Cross-entropy loss measures how badly a model's predicted probability distribution disagrees with the target distribution. In plain language, it becomes small when the model assigns high probability to the correct answer and large when it assigns low probability to the correct answer.
That is why it is one of the most common loss functions in classification and language modeling.
Why Probability-Based Loss Matters
In many machine learning tasks, a model does not just output a label. It outputs probabilities.
Examples:
- the probability a message is spam
- the probability an image contains a cat
- the probability the next token is
modelinstead ofsystem
We need a loss function that tells us not only whether the model is right, but how good or bad its confidence is.
Cross-entropy does that cleanly.
The Core Intuition
Suppose the correct class is cat.
Compare two models:
- Model A says
P(cat) = 0.9 - Model B says
P(cat) = 0.2
Both are making a probabilistic statement, but Model A is much better aligned with reality. Cross-entropy assigns a much smaller loss to Model A than to Model B.
Now compare:
- Model C says
P(cat) = 0.01
If the true answer is still cat, Model C is not just wrong. It is confidently wrong. Cross-entropy punishes that very heavily.
That strong penalty is one of its most important properties.
Why the Logarithm Shows Up
Cross-entropy uses the negative logarithm of the predicted probability assigned to the correct class.
You do not need to fear the formula to understand the behavior:
- if the model assigns probability close to
1, the loss is small - if it assigns probability close to
0, the loss becomes very large
The log transforms probability mistakes into a scale that strongly discourages confident errors.
This is desirable because a model that is confidently wrong is often more dangerous than one that is uncertain.
Binary Cross-Entropy vs Multiclass Cross-Entropy
In binary classification, the target is typically one of two outcomes, such as:
- spam vs not spam
- fraud vs not fraud
- positive vs negative
In multiclass classification, the model chooses among more than two classes, such as:
- dog
- cat
- horse
- airplane
The same intuition remains:
- reward high probability on the correct class
- punish low probability on the correct class
The exact formula changes slightly, but the conceptual role is the same.
A Simple Example
Suppose the true class is dog.
The model predicts:
P(dog) = 0.8P(cat) = 0.1P(horse) = 0.1
This is a good prediction, so the cross-entropy loss is low.
Now suppose another model predicts:
P(dog) = 0.2P(cat) = 0.7P(horse) = 0.1
This is much worse, especially because the model is fairly confident in the wrong answer. Cross-entropy rises sharply.
The loss is therefore sensitive not just to correctness, but to the full probability distribution.
Why Accuracy Alone Is Not Enough
Accuracy only asks whether the top predicted label is correct.
That means these two predictions both count as correct if dog is the true class:
P(dog) = 0.51P(dog) = 0.99
But they are not equally good. The second model is much more certain and usually more useful if that certainty is deserved.
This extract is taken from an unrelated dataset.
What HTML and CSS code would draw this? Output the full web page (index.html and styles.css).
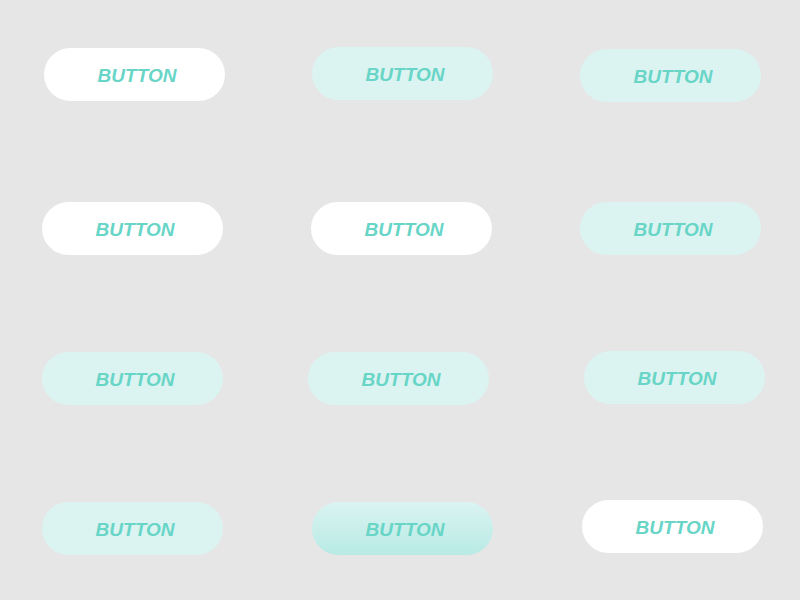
FILE: index.html
```html
<!DOCTYPE html>
<html lang="en">
<head>
    <meta charset="UTF-8">
    <title>button states</title>
    <link rel="stylesheet" href="styles.css">
</head>
<body>
    <div class="btn-board">
        <!-- row 1 -->
        <div class="cell"><a href="#" class="btn btn-white nudge-r2">BUTTON</a></div>
        <div class="cell"><a href="#" class="btn btn-mint nudge-r1 nudge-u1">BUTTON</a></div>
        <div class="cell"><a href="#" class="btn btn-mint nudge-d1">BUTTON</a></div>
        <!-- row 2 -->
        <div class="cell"><a href="#" class="btn btn-white">BUTTON</a></div>
        <div class="cell"><a href="#" class="btn btn-white">BUTTON</a></div>
        <div class="cell"><a href="#" class="btn btn-mint">BUTTON</a></div>
        <!-- row 3 -->
        <div class="cell"><a href="#" class="btn btn-mint">BUTTON</a></div>
        <div class="cell"><a href="#" class="btn btn-mint nudge-l3">BUTTON</a></div>
        <div class="cell"><a href="#" class="btn btn-mint nudge-r3 nudge-u1">BUTTON</a></div>
        <!-- row 4 -->
        <div class="cell"><a href="#" class="btn btn-mint">BUTTON</a></div>
        <div class="cell"><a href="#" class="btn btn-press nudge-r1">BUTTON</a></div>
        <div class="cell"><a href="#" class="btn btn-white nudge-r2 nudge-u2">BUTTON</a></div>
    </div>
</body>
</html>
```

FILE: styles.css
```css
html, body{
    margin: 0; padding: 0;
    background-color: #e6e6e6;
}

.btn-board{
    display: grid;
    grid-template-columns: repeat(3, 181px);
    grid-template-rows: 154px 150px 150px 53px;
    column-gap: 88px;
    padding: 48px 0 0 42px;
}

.cell{ display: block; }

.btn{
    display: flex;
    align-items: center;
    justify-content: center;
    box-sizing: border-box;
    width: 181px;
    height: 53px;
    padding: 3px 0 0 5px;
    border-radius: 27px;
    font-family: "Liberation Sans", Arial, sans-serif;
    font-size: 19px;
    font-weight: bold;
    font-style: italic;
    color: #68d5c7;
    text-decoration: none;
}

.btn-white{ background-color: #fff; }
.btn-mint{ background-color: #dbf4f1; }
.btn-press{ background: linear-gradient(to bottom, #daf4f2 0%, #c9efeb 50%, #b8eae4 100%); }

/* small state shifts */
.nudge-r1{ margin-left: 1px; }
.nudge-r2{ margin-left: 2px; }
.nudge-r3{ margin-left: 4px; }
.nudge-l3{ margin-left: -3px; }
.nudge-u1{ margin-top: -1px; }
.nudge-u2{ margin-top: -2px; }
.nudge-d1{ margin-top: 1px; }
```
Cross-entropy distinguishes those cases, which is one reason it is a better training signal than accuracy.
Why Cross-Entropy Works Well with Gradient-Based Learning
Cross-entropy interacts naturally with softmax outputs and differentiable optimization.
That matters because training needs smooth gradient information, not just a binary "right or wrong" signal. Cross-entropy tells the optimizer how strongly to correct the model and in which direction.
So it is not only conceptually meaningful. It is also mathematically convenient for learning.
Why It Matters in Language Models
Language models predict the next token as a probability distribution over a vocabulary.
If the correct next token is attention, then:
- assigning high probability to
attentiongives low loss - assigning high probability to a wrong token gives high loss
Training repeatedly on this signal across massive corpora is one reason LLMs can improve token prediction quality so effectively.
In that setting, cross-entropy is not a side detail. It is central to the objective.
Cross-Entropy vs Entropy
The names are similar, which causes confusion.
- entropy measures uncertainty within one distribution
- cross-entropy measures mismatch between a target distribution and a predicted distribution
So cross-entropy becomes especially intuitive once you understand entropy, but they are not identical concepts.
Common Misunderstandings
Is cross-entropy only for classification?
It is most famous there, but any task involving predicted probability distributions can use it, including language modeling.
Does low cross-entropy guarantee good calibration?
Not necessarily. A model can have strong predictive performance and still be imperfectly calibrated.
Why are confident mistakes punished so strongly?
Because assigning near-zero probability to the truth is a very serious failure for a probabilistic model.
FAQ
What is the simplest definition of cross-entropy loss?
It is a loss function that measures how much the model's predicted probabilities disagree with the true target distribution.
Why does cross-entropy use logarithms?
Because logarithms strongly penalize assigning very low probability to the correct outcome.
Why is cross-entropy preferred over accuracy for training?
Because it uses the full probability distribution and provides a richer gradient signal.
Why is cross-entropy important in LLMs?
Because next-token prediction is fundamentally a probability-distribution problem, and cross-entropy measures how good those predictions are.